=== WHAT IS REQUIRED ===
Search the data for the string "with" and gather each line it is in.

=== DATA SHOWN ===
-- -- --

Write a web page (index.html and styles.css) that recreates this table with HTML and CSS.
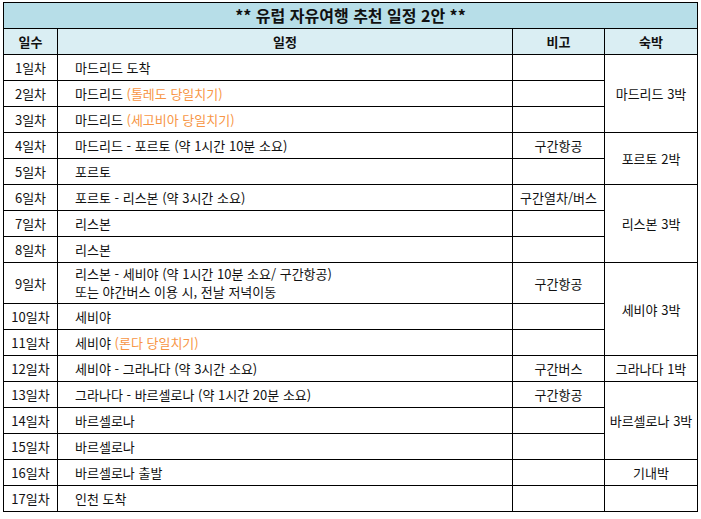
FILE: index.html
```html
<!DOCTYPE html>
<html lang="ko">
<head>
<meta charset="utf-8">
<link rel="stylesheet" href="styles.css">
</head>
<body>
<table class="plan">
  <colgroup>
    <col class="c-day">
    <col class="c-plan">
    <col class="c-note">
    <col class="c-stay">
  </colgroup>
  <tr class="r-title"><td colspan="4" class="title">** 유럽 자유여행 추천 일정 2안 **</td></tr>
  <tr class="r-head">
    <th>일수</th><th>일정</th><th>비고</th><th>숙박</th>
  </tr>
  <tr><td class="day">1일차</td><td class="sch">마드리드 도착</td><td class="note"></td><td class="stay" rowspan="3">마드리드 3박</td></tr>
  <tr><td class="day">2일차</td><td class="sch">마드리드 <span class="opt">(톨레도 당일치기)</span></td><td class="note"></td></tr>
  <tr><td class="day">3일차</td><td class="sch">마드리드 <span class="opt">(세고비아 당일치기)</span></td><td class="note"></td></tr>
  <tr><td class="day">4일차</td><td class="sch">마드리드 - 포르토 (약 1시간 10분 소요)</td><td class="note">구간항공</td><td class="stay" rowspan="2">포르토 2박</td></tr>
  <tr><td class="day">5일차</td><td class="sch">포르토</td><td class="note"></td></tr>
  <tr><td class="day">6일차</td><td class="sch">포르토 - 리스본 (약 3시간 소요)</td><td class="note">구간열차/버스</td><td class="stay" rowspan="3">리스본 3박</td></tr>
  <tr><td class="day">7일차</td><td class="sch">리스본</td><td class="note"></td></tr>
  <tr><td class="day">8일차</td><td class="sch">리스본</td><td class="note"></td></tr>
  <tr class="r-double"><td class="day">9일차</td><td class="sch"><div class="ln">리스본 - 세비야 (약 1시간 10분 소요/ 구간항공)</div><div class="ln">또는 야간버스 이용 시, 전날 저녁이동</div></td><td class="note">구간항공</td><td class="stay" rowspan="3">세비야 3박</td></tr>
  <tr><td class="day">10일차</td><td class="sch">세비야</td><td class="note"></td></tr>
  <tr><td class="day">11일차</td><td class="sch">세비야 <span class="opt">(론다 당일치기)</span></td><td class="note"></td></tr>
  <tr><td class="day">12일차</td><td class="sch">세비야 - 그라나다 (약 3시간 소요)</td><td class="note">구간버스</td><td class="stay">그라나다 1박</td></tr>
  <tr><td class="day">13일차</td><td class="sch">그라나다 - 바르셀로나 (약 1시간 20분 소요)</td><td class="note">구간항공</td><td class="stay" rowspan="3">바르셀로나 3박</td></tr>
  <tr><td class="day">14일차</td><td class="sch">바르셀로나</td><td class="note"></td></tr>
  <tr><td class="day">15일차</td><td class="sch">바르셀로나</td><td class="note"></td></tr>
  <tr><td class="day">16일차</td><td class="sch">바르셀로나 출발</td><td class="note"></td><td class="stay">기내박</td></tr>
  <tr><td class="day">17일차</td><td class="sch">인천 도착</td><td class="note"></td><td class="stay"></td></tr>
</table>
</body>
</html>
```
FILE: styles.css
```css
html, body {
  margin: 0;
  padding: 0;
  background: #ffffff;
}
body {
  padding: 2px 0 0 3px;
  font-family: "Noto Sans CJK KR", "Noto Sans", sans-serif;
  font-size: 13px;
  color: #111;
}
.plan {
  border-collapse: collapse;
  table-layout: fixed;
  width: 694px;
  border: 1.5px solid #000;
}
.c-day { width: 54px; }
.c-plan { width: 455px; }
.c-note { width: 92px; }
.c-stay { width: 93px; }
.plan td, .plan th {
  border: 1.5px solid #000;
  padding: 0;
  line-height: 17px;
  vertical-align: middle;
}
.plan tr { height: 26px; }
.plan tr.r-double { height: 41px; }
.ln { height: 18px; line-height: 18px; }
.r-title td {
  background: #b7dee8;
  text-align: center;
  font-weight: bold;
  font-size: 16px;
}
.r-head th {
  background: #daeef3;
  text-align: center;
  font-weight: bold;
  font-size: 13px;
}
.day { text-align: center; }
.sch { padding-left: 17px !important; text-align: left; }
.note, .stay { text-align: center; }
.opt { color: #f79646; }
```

-- -- --

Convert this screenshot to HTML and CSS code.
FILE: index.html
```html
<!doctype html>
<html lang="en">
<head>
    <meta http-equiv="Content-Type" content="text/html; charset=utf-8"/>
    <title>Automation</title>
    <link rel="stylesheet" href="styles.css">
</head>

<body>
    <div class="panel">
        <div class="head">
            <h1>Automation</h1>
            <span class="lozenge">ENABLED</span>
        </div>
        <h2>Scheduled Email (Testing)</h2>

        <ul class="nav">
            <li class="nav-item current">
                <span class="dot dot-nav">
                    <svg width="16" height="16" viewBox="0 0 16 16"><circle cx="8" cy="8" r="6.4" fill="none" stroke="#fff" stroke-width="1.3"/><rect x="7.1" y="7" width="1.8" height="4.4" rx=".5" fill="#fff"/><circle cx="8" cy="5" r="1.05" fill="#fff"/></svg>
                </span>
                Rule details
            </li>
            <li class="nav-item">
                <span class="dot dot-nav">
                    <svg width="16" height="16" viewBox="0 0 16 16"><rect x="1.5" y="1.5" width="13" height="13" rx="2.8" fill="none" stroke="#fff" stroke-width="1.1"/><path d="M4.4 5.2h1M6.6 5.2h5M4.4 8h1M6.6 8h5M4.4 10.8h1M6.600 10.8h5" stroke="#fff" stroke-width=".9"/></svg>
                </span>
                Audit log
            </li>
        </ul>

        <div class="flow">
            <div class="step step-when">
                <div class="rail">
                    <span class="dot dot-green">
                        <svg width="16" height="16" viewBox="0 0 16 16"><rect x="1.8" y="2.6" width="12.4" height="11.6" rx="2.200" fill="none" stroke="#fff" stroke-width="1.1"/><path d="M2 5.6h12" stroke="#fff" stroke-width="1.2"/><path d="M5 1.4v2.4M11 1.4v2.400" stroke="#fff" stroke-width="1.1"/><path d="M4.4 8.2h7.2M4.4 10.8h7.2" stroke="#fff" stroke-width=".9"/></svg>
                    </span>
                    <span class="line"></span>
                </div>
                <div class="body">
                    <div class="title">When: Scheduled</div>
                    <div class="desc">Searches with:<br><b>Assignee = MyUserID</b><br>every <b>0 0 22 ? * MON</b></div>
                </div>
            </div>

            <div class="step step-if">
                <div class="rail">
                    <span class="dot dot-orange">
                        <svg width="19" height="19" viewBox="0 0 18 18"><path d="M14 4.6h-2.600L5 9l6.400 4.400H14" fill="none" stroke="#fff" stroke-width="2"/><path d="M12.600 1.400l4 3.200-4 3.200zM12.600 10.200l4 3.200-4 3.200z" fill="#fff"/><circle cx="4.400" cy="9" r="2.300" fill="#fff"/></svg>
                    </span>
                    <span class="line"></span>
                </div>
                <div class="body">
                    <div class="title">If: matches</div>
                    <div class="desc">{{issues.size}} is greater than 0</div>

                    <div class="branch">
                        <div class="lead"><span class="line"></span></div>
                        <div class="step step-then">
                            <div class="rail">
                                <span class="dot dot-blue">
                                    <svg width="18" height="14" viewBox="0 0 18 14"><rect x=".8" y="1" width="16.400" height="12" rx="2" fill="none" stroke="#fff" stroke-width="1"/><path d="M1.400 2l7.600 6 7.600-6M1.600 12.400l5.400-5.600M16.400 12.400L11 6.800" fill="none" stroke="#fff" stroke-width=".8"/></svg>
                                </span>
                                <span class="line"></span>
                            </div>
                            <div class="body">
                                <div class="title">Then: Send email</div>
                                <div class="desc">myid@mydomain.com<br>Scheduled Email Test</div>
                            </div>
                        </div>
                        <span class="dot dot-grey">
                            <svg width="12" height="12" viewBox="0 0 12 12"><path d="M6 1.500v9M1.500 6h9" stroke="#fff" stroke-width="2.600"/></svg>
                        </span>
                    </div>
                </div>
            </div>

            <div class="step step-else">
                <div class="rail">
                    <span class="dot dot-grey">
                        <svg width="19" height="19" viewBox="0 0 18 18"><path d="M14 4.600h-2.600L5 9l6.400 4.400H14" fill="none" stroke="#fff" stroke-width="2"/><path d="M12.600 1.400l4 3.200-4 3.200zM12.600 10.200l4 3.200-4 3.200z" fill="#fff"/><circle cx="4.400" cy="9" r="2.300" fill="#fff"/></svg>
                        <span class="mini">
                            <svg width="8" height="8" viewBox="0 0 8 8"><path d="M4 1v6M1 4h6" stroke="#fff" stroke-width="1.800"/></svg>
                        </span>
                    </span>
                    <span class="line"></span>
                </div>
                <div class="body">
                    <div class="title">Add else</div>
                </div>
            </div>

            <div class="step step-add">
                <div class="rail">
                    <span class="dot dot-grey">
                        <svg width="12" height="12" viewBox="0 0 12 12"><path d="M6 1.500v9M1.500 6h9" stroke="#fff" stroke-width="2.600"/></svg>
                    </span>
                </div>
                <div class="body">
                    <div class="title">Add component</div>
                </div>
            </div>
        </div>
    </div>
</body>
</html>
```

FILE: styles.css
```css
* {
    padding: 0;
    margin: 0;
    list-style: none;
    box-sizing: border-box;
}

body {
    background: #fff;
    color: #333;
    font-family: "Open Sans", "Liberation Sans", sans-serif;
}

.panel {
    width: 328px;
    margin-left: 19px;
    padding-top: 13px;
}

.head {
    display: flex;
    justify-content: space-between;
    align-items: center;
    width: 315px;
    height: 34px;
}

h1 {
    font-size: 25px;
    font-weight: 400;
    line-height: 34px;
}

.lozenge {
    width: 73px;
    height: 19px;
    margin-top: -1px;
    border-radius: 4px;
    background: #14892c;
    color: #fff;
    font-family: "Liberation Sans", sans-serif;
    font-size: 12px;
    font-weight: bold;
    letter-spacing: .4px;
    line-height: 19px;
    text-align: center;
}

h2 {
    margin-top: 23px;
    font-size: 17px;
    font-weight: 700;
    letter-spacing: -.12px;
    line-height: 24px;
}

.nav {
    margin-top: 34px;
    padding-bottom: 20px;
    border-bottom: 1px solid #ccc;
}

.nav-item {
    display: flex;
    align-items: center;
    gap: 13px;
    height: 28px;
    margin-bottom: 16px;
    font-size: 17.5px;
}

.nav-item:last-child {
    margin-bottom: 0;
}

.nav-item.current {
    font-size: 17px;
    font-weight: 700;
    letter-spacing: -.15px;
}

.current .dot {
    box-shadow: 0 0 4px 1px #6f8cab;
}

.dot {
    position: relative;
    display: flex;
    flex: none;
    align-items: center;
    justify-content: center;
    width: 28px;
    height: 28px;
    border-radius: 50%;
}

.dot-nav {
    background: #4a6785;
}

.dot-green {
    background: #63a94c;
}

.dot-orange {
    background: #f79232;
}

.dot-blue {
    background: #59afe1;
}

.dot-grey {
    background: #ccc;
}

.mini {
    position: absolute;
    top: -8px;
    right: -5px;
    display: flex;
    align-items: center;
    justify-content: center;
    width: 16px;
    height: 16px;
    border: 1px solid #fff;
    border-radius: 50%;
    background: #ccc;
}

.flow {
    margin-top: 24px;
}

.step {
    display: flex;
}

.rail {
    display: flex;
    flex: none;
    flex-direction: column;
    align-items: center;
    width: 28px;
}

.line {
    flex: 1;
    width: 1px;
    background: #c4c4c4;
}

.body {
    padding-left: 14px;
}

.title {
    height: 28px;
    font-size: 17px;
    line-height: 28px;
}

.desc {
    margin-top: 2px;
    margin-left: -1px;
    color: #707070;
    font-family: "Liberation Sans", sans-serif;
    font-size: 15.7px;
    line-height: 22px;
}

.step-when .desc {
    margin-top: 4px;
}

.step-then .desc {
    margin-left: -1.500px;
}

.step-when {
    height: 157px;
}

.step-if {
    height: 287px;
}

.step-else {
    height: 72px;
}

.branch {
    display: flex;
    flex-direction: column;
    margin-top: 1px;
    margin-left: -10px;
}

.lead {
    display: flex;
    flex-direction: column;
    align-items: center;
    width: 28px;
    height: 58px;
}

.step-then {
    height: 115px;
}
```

-- -- --

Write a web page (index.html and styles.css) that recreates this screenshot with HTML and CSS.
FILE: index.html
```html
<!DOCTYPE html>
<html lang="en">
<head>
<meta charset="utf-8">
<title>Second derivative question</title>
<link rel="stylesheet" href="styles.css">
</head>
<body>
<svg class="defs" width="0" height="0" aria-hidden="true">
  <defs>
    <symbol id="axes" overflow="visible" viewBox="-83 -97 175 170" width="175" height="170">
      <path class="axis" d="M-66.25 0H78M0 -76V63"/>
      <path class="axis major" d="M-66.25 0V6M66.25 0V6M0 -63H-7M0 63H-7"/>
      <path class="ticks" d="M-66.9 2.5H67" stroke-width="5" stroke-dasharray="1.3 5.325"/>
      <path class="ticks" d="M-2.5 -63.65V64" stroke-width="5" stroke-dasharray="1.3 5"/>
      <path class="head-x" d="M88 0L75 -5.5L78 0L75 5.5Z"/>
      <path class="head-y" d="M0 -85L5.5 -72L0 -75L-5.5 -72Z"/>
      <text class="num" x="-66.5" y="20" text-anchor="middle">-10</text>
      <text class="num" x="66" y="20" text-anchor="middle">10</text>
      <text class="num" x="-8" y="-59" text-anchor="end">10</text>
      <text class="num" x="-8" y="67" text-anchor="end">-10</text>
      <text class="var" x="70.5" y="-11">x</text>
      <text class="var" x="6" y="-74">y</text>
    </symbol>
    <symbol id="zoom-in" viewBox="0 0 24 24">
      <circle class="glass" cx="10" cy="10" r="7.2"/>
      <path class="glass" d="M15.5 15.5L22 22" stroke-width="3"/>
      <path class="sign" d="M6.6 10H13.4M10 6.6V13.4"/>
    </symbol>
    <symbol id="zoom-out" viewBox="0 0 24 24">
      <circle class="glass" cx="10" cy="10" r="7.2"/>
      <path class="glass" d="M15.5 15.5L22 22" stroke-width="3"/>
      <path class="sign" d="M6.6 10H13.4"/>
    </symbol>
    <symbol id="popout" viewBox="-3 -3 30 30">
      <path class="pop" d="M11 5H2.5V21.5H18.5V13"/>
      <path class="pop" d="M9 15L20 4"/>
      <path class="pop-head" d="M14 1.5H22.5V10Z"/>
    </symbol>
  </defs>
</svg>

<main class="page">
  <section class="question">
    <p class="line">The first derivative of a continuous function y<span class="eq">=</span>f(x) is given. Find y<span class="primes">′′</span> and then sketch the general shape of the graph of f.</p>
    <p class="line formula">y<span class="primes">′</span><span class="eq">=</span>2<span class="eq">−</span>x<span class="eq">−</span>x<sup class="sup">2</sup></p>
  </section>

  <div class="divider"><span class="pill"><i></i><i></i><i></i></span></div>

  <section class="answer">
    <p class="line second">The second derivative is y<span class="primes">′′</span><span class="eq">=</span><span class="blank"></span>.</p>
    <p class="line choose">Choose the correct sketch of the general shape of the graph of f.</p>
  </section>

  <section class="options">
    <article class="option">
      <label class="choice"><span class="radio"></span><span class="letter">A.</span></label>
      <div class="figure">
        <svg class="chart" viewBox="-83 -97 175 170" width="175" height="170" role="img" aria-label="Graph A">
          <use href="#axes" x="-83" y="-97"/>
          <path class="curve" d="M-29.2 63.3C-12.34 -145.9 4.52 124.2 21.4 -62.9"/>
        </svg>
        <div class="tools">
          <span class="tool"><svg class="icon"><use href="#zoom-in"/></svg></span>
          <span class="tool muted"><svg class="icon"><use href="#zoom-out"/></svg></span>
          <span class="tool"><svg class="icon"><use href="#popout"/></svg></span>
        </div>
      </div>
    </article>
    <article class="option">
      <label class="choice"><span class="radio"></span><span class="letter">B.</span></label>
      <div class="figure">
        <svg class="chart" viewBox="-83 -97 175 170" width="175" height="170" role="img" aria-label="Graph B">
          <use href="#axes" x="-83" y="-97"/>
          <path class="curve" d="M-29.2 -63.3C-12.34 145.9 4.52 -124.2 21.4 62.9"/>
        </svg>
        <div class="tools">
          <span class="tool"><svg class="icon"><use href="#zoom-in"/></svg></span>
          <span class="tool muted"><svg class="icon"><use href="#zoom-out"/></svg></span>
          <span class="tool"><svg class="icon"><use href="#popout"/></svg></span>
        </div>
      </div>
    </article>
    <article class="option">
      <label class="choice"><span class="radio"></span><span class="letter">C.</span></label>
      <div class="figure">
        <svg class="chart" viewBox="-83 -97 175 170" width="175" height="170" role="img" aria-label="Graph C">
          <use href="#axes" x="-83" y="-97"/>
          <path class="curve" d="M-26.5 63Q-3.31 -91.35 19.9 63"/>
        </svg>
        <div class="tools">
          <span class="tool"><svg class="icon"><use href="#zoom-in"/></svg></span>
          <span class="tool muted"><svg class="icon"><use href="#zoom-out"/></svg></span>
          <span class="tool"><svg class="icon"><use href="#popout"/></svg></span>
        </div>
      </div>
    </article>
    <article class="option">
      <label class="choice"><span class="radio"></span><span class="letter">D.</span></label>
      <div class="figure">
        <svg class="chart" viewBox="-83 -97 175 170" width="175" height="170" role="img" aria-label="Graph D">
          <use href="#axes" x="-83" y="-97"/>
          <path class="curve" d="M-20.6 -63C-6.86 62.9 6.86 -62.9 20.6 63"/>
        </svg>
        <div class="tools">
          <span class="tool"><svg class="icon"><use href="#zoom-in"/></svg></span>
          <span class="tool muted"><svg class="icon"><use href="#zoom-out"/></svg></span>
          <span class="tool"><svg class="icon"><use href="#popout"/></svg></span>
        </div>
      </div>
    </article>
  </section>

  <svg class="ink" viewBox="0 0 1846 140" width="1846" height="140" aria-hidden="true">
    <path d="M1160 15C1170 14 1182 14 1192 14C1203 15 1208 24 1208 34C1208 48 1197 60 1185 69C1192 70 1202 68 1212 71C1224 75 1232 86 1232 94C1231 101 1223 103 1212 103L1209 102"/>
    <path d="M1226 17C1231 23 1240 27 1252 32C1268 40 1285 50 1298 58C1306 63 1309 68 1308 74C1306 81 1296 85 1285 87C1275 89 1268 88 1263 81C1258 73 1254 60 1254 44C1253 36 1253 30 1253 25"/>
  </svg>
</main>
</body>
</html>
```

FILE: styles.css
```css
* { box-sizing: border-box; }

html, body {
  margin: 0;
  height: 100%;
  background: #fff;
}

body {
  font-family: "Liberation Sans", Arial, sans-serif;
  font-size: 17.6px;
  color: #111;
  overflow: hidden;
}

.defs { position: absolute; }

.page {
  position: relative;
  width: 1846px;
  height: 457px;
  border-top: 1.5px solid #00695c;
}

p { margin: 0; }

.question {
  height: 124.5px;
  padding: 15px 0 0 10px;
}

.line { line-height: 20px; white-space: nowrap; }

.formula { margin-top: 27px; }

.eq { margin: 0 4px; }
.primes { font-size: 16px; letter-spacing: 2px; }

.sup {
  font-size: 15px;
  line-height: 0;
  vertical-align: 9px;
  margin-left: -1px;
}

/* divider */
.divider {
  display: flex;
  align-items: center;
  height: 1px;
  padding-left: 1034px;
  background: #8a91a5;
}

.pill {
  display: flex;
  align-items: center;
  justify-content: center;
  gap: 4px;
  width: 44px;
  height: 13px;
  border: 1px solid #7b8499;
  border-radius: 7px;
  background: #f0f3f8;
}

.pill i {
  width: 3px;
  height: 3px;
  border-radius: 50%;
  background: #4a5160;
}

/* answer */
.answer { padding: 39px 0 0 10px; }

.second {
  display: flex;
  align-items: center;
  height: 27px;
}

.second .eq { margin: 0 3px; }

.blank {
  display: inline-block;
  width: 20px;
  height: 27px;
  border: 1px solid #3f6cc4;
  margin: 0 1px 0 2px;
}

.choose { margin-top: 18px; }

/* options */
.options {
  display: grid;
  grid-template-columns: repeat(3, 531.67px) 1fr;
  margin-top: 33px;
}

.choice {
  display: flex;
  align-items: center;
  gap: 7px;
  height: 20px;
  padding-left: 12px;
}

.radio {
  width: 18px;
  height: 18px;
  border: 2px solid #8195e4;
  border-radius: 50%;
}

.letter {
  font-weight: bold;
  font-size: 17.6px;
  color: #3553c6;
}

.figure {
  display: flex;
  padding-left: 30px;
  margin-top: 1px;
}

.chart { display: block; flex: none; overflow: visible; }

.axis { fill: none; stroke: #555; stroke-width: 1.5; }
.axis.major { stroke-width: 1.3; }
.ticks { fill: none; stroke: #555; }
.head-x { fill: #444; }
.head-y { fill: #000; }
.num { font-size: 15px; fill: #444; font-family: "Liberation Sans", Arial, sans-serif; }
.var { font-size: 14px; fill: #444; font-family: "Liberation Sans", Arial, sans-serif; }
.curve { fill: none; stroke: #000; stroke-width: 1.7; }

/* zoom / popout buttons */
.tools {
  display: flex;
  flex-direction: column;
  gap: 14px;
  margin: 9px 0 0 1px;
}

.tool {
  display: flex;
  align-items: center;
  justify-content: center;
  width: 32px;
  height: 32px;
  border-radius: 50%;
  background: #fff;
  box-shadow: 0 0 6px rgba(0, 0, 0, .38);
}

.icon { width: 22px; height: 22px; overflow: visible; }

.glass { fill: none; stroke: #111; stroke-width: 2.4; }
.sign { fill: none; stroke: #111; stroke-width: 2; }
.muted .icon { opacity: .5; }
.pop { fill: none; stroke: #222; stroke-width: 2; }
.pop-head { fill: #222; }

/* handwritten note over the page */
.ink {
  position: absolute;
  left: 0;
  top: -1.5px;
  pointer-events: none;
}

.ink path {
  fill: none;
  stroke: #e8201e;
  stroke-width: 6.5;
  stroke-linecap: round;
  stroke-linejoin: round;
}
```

-- -- --

=== EXERCISE ANSWER ===
Write a web page (index.html and styles.css) that recreates this table with HTML and CSS.
                    <div class="desc">Searches with:<br><b>Assignee = MyUserID</b><br>every <b>0 0 22 ? * MON</b></div>
Write a web page (index.html and styles.css) that recreates this screenshot with HTML and CSS.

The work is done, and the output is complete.